Internet-Draft                 AI traffic                   October 2024


   The pre-processed data is used to train the reference model, _i.e._
   convert the knowledge to extract from the pre-processed data into a
   set of parameters including weights ruling how the model will answer
   future requests.  Parameters are variables adjusting the structure
   underlying the model that are set during the training phase.  Weights
   are a subste of the parameters, and determine how strong the ties are
   between some other parameters in the model.

   Once the model has been trained, it can be used to infer from a
   request, or, in other words, to serve an insight from a request's
   data.  Inference operations are not necessarily done by the same
   nodes that have trained the model.  Models can be transferred to
   other worker nodes to perfom inference tasks, sometimes placed close
   to the users making requests.  Besides, those transferred models can
   be re-trained or fine-tuned in order to better serve requests in the
   context they are done.  This can be done for instance with private or
   locally relevant data.

A.2.  System model

   The machine learning systems built to meet the requirements of use
   cases presented in Section 2 are fundamentally distributed in order
   to meet scaling and time to answer requirements.  Indeed, if we
   consider modern lareg language models, they use from 125 million to
   175 billion parameters, where each parameters can be encoded with 4
   bytes to 4 bits depending on the precision required in the answer
   provided by the model.  From a memory perspective, this means that
   storing a model and its parameters will cost from 62,5 MB (for a
   model using 125 million parameters with 4-bits parameters) to 700 GB
   (for a model using 175 billion parameters with 4 bytes parameters).
   The memory footprint of modern large language models makes those
   models both difficult to manipulate on single nodes and to exchange
   data between nodes participating in a distributed task.

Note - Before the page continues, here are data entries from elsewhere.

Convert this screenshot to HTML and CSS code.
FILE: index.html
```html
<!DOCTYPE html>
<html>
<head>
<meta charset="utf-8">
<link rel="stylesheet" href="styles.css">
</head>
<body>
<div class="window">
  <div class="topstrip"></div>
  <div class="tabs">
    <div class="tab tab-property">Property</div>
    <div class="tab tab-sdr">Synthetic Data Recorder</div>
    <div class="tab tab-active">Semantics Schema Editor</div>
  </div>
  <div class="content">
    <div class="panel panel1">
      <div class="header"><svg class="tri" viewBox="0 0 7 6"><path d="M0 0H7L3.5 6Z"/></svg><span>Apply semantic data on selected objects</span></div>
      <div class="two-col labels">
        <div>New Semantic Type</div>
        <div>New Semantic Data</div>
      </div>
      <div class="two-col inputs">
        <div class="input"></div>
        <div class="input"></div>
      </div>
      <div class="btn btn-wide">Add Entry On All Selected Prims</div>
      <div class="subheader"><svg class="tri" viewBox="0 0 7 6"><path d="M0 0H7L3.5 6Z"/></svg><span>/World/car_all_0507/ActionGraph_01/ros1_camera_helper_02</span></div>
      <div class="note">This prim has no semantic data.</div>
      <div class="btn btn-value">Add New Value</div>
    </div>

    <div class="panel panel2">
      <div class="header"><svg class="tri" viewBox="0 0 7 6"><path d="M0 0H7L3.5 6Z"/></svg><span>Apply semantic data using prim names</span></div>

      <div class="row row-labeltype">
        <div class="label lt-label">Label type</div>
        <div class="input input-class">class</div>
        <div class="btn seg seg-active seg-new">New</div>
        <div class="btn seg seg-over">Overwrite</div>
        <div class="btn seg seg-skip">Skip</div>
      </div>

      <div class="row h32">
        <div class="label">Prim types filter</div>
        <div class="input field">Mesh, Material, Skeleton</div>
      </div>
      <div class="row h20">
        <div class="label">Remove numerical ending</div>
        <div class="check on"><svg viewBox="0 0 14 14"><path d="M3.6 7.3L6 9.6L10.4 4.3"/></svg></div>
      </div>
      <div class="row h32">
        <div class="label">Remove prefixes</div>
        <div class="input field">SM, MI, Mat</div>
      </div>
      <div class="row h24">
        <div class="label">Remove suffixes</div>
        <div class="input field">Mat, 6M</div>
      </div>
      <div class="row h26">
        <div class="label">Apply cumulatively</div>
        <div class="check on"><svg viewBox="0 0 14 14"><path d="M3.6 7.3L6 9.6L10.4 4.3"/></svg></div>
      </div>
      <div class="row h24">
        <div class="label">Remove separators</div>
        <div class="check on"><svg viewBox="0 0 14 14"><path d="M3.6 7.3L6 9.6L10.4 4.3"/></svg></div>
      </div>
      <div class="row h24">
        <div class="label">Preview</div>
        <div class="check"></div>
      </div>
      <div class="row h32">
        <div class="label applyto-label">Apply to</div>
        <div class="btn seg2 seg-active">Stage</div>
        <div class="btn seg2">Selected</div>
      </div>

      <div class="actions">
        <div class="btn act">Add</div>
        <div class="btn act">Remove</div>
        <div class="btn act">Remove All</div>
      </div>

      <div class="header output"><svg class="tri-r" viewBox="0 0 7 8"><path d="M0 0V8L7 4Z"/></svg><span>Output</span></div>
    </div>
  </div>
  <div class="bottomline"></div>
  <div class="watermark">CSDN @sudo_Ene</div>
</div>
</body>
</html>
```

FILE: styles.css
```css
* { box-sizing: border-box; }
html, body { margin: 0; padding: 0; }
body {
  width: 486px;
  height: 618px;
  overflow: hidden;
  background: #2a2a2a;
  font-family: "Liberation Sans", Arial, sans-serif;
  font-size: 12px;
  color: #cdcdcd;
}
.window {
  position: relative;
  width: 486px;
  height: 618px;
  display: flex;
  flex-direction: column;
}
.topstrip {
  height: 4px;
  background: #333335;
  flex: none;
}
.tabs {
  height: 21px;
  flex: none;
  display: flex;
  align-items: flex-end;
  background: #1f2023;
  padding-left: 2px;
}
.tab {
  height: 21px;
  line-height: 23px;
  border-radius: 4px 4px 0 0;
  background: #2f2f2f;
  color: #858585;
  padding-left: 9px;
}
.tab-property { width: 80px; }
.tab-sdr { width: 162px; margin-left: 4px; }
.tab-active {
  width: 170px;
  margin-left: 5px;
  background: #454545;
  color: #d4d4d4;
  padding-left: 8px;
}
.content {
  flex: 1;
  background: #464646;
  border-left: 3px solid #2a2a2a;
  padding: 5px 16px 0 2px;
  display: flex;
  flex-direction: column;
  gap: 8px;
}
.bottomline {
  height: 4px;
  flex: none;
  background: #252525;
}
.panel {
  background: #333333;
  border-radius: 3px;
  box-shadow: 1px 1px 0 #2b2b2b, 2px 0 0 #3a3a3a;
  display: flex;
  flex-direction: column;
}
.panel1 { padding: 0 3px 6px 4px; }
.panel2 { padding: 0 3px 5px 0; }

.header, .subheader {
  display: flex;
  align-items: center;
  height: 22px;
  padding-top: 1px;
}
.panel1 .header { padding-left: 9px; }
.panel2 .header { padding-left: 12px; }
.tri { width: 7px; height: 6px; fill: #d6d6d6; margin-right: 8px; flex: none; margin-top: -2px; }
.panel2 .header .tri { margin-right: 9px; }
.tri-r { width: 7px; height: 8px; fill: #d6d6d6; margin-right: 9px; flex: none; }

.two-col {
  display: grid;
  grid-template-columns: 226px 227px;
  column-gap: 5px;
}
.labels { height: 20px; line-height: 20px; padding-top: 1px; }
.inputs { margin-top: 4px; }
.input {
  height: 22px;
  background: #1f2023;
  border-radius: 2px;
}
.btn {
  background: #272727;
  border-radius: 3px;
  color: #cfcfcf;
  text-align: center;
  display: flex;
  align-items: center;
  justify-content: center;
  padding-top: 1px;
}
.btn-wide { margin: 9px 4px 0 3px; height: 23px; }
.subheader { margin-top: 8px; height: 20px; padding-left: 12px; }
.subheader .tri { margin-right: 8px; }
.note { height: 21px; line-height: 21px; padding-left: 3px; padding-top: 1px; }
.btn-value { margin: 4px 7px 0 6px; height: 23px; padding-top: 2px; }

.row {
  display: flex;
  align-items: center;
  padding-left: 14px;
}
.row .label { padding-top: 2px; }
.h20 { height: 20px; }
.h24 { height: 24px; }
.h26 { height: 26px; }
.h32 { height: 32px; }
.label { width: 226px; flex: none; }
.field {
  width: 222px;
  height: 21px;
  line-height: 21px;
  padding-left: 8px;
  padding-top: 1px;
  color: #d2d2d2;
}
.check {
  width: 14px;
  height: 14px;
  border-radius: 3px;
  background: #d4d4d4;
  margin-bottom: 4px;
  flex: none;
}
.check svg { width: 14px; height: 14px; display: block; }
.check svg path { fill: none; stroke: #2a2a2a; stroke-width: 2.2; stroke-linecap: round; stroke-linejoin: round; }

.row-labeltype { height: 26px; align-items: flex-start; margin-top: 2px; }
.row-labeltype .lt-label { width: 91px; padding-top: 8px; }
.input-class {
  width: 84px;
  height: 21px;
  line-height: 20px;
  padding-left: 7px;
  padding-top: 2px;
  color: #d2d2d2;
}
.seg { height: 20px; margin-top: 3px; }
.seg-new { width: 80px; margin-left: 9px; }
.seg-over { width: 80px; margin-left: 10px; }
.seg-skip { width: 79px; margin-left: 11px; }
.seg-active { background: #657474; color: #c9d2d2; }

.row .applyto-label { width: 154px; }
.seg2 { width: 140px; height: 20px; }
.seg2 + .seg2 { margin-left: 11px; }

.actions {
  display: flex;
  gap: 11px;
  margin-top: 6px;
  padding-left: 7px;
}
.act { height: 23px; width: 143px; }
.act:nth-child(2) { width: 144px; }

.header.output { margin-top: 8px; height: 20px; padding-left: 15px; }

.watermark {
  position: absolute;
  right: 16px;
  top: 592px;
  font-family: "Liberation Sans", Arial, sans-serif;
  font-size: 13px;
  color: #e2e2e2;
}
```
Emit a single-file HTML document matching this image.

   In machine learning systems' distribution, nodes can play specific
   roles, depending on their (hardware) capabilities or their location
   in the network.

   Those roles, presented in Figure 5 are:

   *  *Data producer / Owner:*

      This entity is producing data from which users are willing to
      retrieve insights.  It can be a sensor in a network, a server
      producing logs and interacting with a set of users, etc.

   *  *Data manager:*


Fressancourt, et al.      Expires 10 April 2025                [Page 26]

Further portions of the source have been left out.